Problem to solve: Count the lines below that contain the word "screenshot", and report only that number.
:: Data provided ::
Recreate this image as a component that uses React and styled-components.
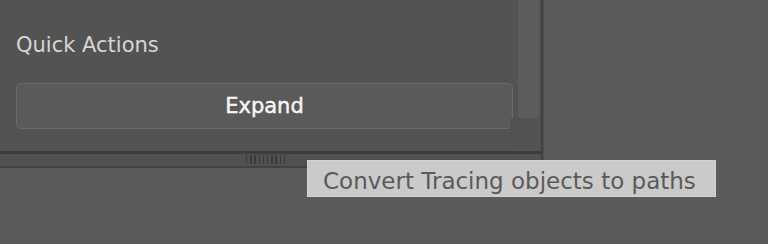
import React from 'react';
import styled, { createGlobalStyle } from 'styled-components';

const GlobalStyle = createGlobalStyle`
  html, body {
    margin: 0;
    padding: 0;
    background: #5b5b5b;
    font-family: "DejaVu Sans", "Liberation Sans", sans-serif;
  }
  #root {
    width: 768px;
    height: 244px;
    overflow: hidden;
  }
`;

const Stage = styled.div`
  position: relative;
  width: 768px;
  height: 244px;
  background: #5b5b5b;
`;

const Window = styled.div`
  display: flex;
  flex-direction: column;
  width: 541px;
  border-right: 1px solid #3b3b3b;
  box-shadow: 2px 0 0 #4a4a4a;
`;

const Panel = styled.section`
  position: relative;
  display: flex;
  height: 151px;
  background: #535353;
  border-bottom: 3px solid #3d3d3d;
`;

const Content = styled.div`
  flex: 1;
  display: flex;
  flex-direction: column;
  padding: 33px 2px 0 16px;
`;

const Heading = styled.h3`
  margin: 0;
  font-size: 21px;
  font-weight: 400;
  line-height: 24px;
  color: #d6d6d6;
`;

const ActionButton = styled.button`
  margin-top: 26px;
  height: 46px;
  border: 1.5px solid #6a6a6a;
  border-radius: 5px;
  background: #5a5a5a;
  color: #f6f6f6;
  font-family: "DejaVu Sans", "Liberation Sans", sans-serif;
  font-weight: 400;
  font-size: 21px;
  -webkit-text-stroke: 0.45px #f6f6f6;
  padding: 0;
  cursor: pointer;
`;

const ScrollTrack = styled.div`
  width: 26px;
  padding-left: 3px;
  box-sizing: border-box;
`;

const Thumb = styled.div`
  width: 21px;
  height: 118px;
  background: #5d5d5d;
  border-radius: 0 0 4px 4px;
`;

const Corner = styled.div`
  position: absolute;
  left: 510px;
  top: 118px;
  width: 31px;
  height: 33px;
  background: #525252;
`;

const GripBar = styled.div`
  display: flex;
  align-items: flex-start;
  height: 14px;
  padding: 1px 0 0 246px;
  box-sizing: border-box;
  background: #515151;
  border-bottom: 2px solid #424242;
`;

const Grip = styled.div`
  width: 42px;
  height: 9px;
  background: repeating-linear-gradient(
    90deg,
    #3a3a3a 0,
    #3a3a3a 1.4px,
    transparent 1.4px,
    transparent 4.2px
  );
`;

const Tooltip = styled.div`
  position: absolute;
  left: 307px;
  top: 160px;
  width: 409px;
  height: 37px;
  box-sizing: border-box;
  padding: 4px 0 0 15px;
  background: #cacaca;
  border: 1px solid #d2d2d2;
  color: #5a5a5a;
  font-size: 23px;
  line-height: 32px;
  white-space: nowrap;
`;

export default function App() {
  return (
    <Stage>
      <GlobalStyle />
      <Window>
        <Panel>
          <Content>
            <Heading>Quick Actions</Heading>
            <ActionButton>Expand</ActionButton>
          </Content>
          <ScrollTrack>
            <Thumb />
          </ScrollTrack>
          <Corner />
        </Panel>
        <GripBar>
          <Grip />
        </GripBar>
      </Window>
      <Tooltip>Convert Tracing objects to paths</Tooltip>
    </Stage>
  );
}
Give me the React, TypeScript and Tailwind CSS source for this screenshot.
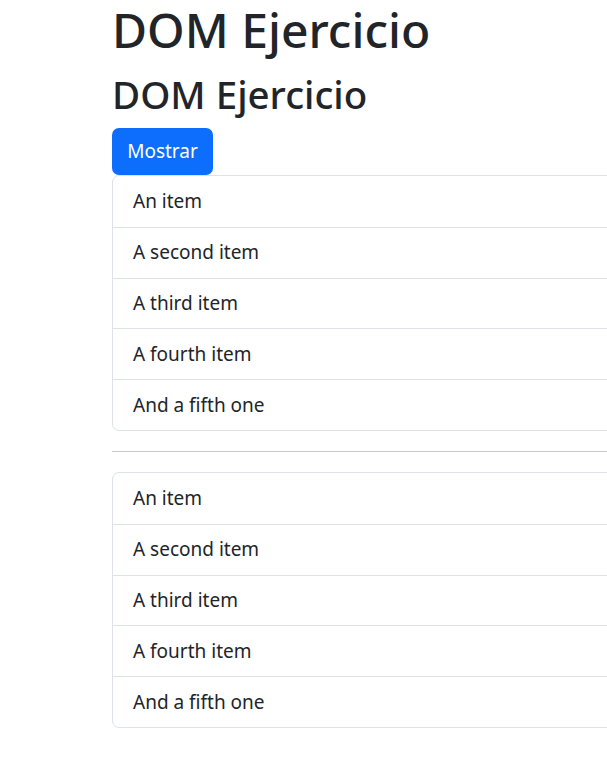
import React from "react";

const items = ["An item", "A second item", "A third item", "A fourth item", "And a fifth one"];

function List() {
  return (
    <ul className="w-[560px] border border-[#dee2e6] rounded-[7px] m-0 p-0 list-none">
      {items.map((t, i) => (
        <li
          key={i}
          className={`h-[50.8px] px-[20px] flex items-center text-[19px] text-[#212529] ${i > 0 ? "border-t border-[#dee2e6]" : ""}`}
        >
          {t}
        </li>
      ))}
    </ul>
  );
}

export default function App() {
  return (
    <div className="w-[607px] h-[758px] overflow-hidden bg-white" style={{ fontFamily: '"Noto Sans", "Open Sans", sans-serif' }}>
      <div className="pl-[112px]">
        <h1 className="leading-[60px] text-[48px] font-medium text-[#212529] mb-[10px]">DOM Ejercicio</h1>
        <h2 className="leading-[48px] text-[38.5px] font-medium text-[#212529] mb-[10px]">DOM Ejercicio</h2>
        <button className="h-[47px] w-[101px] bg-[#0d6efd] text-white text-[19px] rounded-[7px] block">Mostrar</button>
        <List />
        <hr className="w-[560px] my-[20px] border-0 border-t border-[#c8c9ca]" />
        <List />
      </div>
    </div>
  );
}
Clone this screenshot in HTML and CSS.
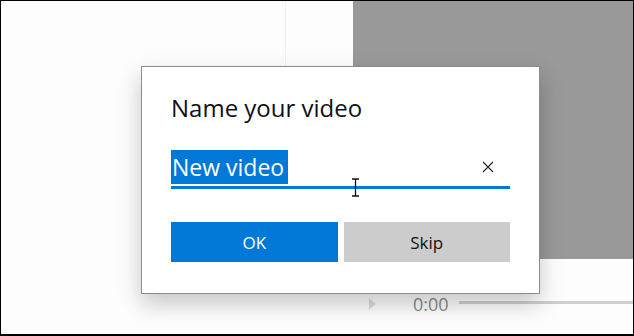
FILE: index.html
```html
<!DOCTYPE html>
<html lang="en">
<head>
  <meta charset="UTF-8" />
  <title>Name your video</title>
  <link rel="stylesheet" href="styles.css">
</head>
<body>

  <div class="frame">
    <!-- Editor behind the dialog -->
    <div class="app">
      <div class="top">
        <div class="library"></div>
        <div class="gutter"></div>
        <div class="preview"></div>
      </div>
      <div class="controls">
        <span class="play"></span>
        <span class="time">0:00</span>
        <span class="track"></span>
      </div>
    </div>

    <!-- Dialog -->
    <div class="dialog">
      <h2 class="title">Name your video</h2>
      <div class="field">
        <span class="selected">New video</span>
        <svg class="clear" width="12" height="12" viewBox="0 0 12 12">
          <path d="M1 1 L11 11 M11 1 L1 11" stroke="#222" stroke-width="1.1" fill="none"/>
        </svg>
      </div>
      <div class="actions">
        <button class="btn primary">OK</button>
        <button class="btn">Skip</button>
      </div>
    </div>

    <svg class="ibeam" width="9" height="19" viewBox="0 0 9 19">
      <path d="M1 1 H8 M1 18 H8 M4.5 1 V18" stroke="#111" stroke-width="1.3" fill="none"/>
    </svg>
  </div>

</body>
</html>
```

FILE: styles.css
```css
:root {
  --blue: #0078d7;
  --video: #999999;
}

* {
  margin: 0;
  padding: 0;
  box-sizing: border-box;
  font-family: 'Open Sans', 'Noto Sans', sans-serif;
}

body {
  background: #fff;
}

.frame {
  position: relative;
  width: 634px;
  height: 336px;
  border: 1px solid #000;
  border-bottom-width: 2px;
  overflow: hidden;
  background: #fdfdfd;
}

.app {
  display: flex;
  flex-direction: column;
  height: 100%;
}

.top {
  display: flex;
  height: 258px;
}

.library {
  flex: 0 0 284px;
}

.gutter {
  flex: 0 0 68px;
  border-left: 1px solid #f1f1f1;
}

.preview {
  flex: 1;
  background: var(--video);
}

.controls {
  flex: 1;
  display: flex;
  align-items: center;
  padding-left: 368px;
  padding-top: 14px;
}

.play {
  width: 0;
  height: 0;
  border-top: 6px solid transparent;
  border-bottom: 6px solid transparent;
  border-left: 7px solid #dcdcdc;
}

.time {
  margin-left: 37px;
  font-size: 18px;
  color: #8a8a8a;
}

.track {
  flex: 1;
  height: 3px;
  margin-left: 10px;
  margin-bottom: 3px;
  background: #cfcfcf;
}

.dialog {
  position: absolute;
  left: 140px;
  top: 65px;
  width: 399px;
  height: 228px;
  padding: 25px 29px 0;
  background: #fff;
  border: 1px solid #8c8c8c;
  box-shadow: 0 10px 22px rgba(0,0,0,0.22);
}

.title {
  font-size: 24px;
  line-height: 32px;
  font-weight: normal;
  color: #111;
}

.field {
  display: flex;
  align-items: center;
  justify-content: space-between;
  margin-top: 26px;
  padding-bottom: 2px;
  border-bottom: 3px solid var(--blue);
}

.selected {
  display: block;
  padding: 0 4px 0 1px;
  font-size: 23px;
  line-height: 34px;
  color: #fff;
  background: var(--blue);
}

.clear {
  margin-right: 16px;
}

.actions {
  display: flex;
  gap: 6px;
  margin-top: 33px;
}

.btn {
  flex: 1;
  height: 40px;
  border: none;
  background: #cccccc;
  color: #111;
  font-size: 17px;
}

.btn.primary {
  background: var(--blue);
  color: #fff;
}

.ibeam {
  position: absolute;
  left: 350px;
  top: 177px;
}
```
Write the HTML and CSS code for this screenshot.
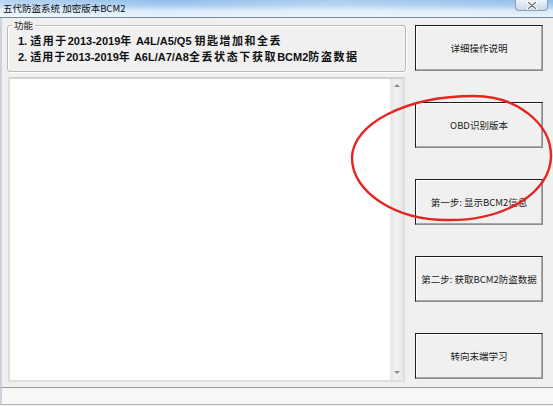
FILE: index.html
```html
<!DOCTYPE html>
<html lang="zh-CN">
<head>
<meta charset="utf-8">
<title>五代防盗系统 加密版本BCM2</title>
<link rel="stylesheet" href="styles.css">
</head>
<body>
<div class="window">
  <div class="titlebar">
    <span class="title">五代防盗系统 加密版本BCM2</span>
    <div class="close">
      <svg width="12" height="9" viewBox="0 0 12 9"><path d="M2.5 1.5 L9.5 7.5 M9.5 1.5 L2.5 7.5" stroke="#fff" stroke-width="3" stroke-linecap="round"/><path d="M2.5 1.5 L9.5 7.5 M9.5 1.5 L2.5 7.5" stroke="#6a6f78" stroke-width="1.2" stroke-linecap="round"/></svg>
    </div>
  </div>
  <div class="client">
    <div class="left">
      <div class="group">
        <span class="group-label">功能</span>
        <div class="line">1. <span class="cj mid">适用于</span>2013-2019<span class="cj mid">年</span> A4L/A5/Q5 <span class="cj mid">钥匙增加和全丢</span></div>
        <div class="line">2. <span class="cj">适用于</span>2013-2019<span class="cj">年</span> A6L/A7/A8<span class="cj wide">全丢状态下获取</span>BCM2<span class="cj wide">防盗数据</span></div>
      </div>
      <div class="memo">
        <div class="memo-text"></div>
        <div class="vscroll">
          <span class="arrow up"></span>
          <span class="arrow down"></span>
        </div>
      </div>
    </div>
    <div class="buttons">
      <button class="btn">详细操作说明</button>
      <button class="btn">OBD识别版本</button>
      <button class="btn">第一步: 显示BCM2信息</button>
      <button class="btn">第二步: 获取BCM2防盗数据</button>
      <button class="btn">转向末端学习</button>
    </div>
  </div>
  <div class="statusbar"></div>
  <svg class="annotation" width="553" height="406" viewBox="0 0 553 406">
    <path d="M352 158 C352 124 406 96 474 96 C516 96 551 123 551 156 C551 192 505 221 447 220 C395 220 352 192 352 158 Z" fill="none" stroke="#e3261f" stroke-width="2.4"/>
  </svg>
</div>
</body>
</html>
```
FILE: styles.css
```css
html, body {
  margin: 0;
  padding: 0;
  background: #f0f0f0;
}
.window {
  position: relative;
  width: 553px;
  height: 406px;
  overflow: hidden;
  background: #f0f0f0;
  font-family: "Liberation Sans", "Noto Sans CJK SC", sans-serif;
  color: #000;
}
.titlebar {
  position: relative;
  height: 17px;
  border-bottom: 1px solid #7b8898;
  background:
    linear-gradient(90deg, rgba(255,255,255,0.35) 0%, rgba(255,255,255,0) 30%, rgba(255,255,255,0.25) 60%, rgba(255,255,255,0) 100%),
    linear-gradient(180deg, #8fbbe8 0%, #a9cdf0 35%, #d6e9f8 60%, #e9f4fc 100%);
  display: flex;
  align-items: center;
}
.title {
  padding-left: 3px;
  font-family: "Noto Sans CJK SC", sans-serif;
  font-size: 9.5px;
  line-height: 12px;
  color: #111;
  margin-top: -2px;
}
.close {
  position: absolute;
  left: 515px;
  top: 0;
  width: 33px;
  height: 11px;
  box-sizing: border-box;
  border: 1px solid #8d9db3;
  border-top: none;
  border-radius: 0 0 4px 4px;
  background: linear-gradient(180deg, #eef4fa 0%, #d9e5f1 50%, #c9d9ea 100%);
  display: flex;
  align-items: center;
  justify-content: center;
}
.close svg { display: block; }
.client {
  height: 369px;
  display: flex;
  gap: 9px;
  padding: 7px 0 0 7px;
  box-sizing: border-box;
  border-left: 2px solid #c9d3dd;
}
.left {
  width: 399px;
  display: flex;
  flex-direction: column;
  margin-left: -2px;
}
.group {
  position: relative;
  height: 47px;
  box-sizing: border-box;
  padding: 6px 0 0 10px;
  border: 1px solid #b9b9b9;
  border-radius: 3px;
  box-shadow: inset 1px 1px 0 #fff, 1px 1px 0 #fff;
}
.group-label {
  position: absolute;
  left: 4px;
  top: -7px;
  padding: 0 2px;
  background: #f0f0f0;
  font-family: "Noto Sans CJK SC", sans-serif;
  font-size: 9.5px;
  line-height: 12px;
  color: #222;
}
.line {
  font-weight: bold;
  font-size: 11px;
  line-height: 16px;
  height: 16px;
  white-space: nowrap;
  color: #111;
}
.cj {
  font-family: "Noto Sans CJK SC", sans-serif;
  font-size: 11px;
  letter-spacing: 1px;
}
.cj.mid { letter-spacing: 1.5px; }
.cj.wide { letter-spacing: 1.6px; }
.memo {
  margin-top: 5px;
  margin-left: 1px;
  width: 397px;
  height: 305px;
  box-sizing: border-box;
  border: 2px solid #dedede;
  border-top-color: #d2d2d2;
  display: flex;
  background: #fff;
}
.memo-text {
  flex: 1;
  background: #fff;
}
.vscroll {
  width: 13px;
  background: linear-gradient(90deg, #e6e6e6 0%, #f2f2f2 50%, #e6e6e6 100%);
  display: flex;
  flex-direction: column;
  justify-content: space-between;
  align-items: center;
  padding: 5px 0 6px;
  box-sizing: border-box;
}
.arrow {
  width: 0;
  height: 0;
  border-left: 3px solid transparent;
  border-right: 3px solid transparent;
}
.arrow.up { border-bottom: 3px solid #8a8a8a; }
.arrow.down { border-top: 3px solid #8a8a8a; }
.buttons {
  width: 128px;
  display: flex;
  flex-direction: column;
  gap: 31px;
}
.btn {
  height: 46px;
  width: 128px;
  margin: 0;
  padding: 0;
  box-sizing: border-box;
  background: #f0f0f0;
  border: 1px solid #1e1e1e;
  border-right-color: #8c8c8c;
  border-bottom-color: #8c8c8c;
  box-shadow: inset -1px -1px 0 #a8a8a8, inset 1px 1px 0 #fff;
  font-family: "Noto Sans CJK SC", sans-serif;
  font-size: 9.5px;
  color: #1a1a1a;
  text-align: center;
  flex-shrink: 0;
}
.statusbar {
  height: 16px;
  border-top: 1px solid #9a9a9a;
  border-bottom: 1px solid #b5b5b5;
  border-left: 2px solid #c9d3dd;
  background: #f7f7f7;
}
.annotation {
  position: absolute;
  left: 0;
  top: 0;
  pointer-events: none;
}
```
:::
Solved problem: 3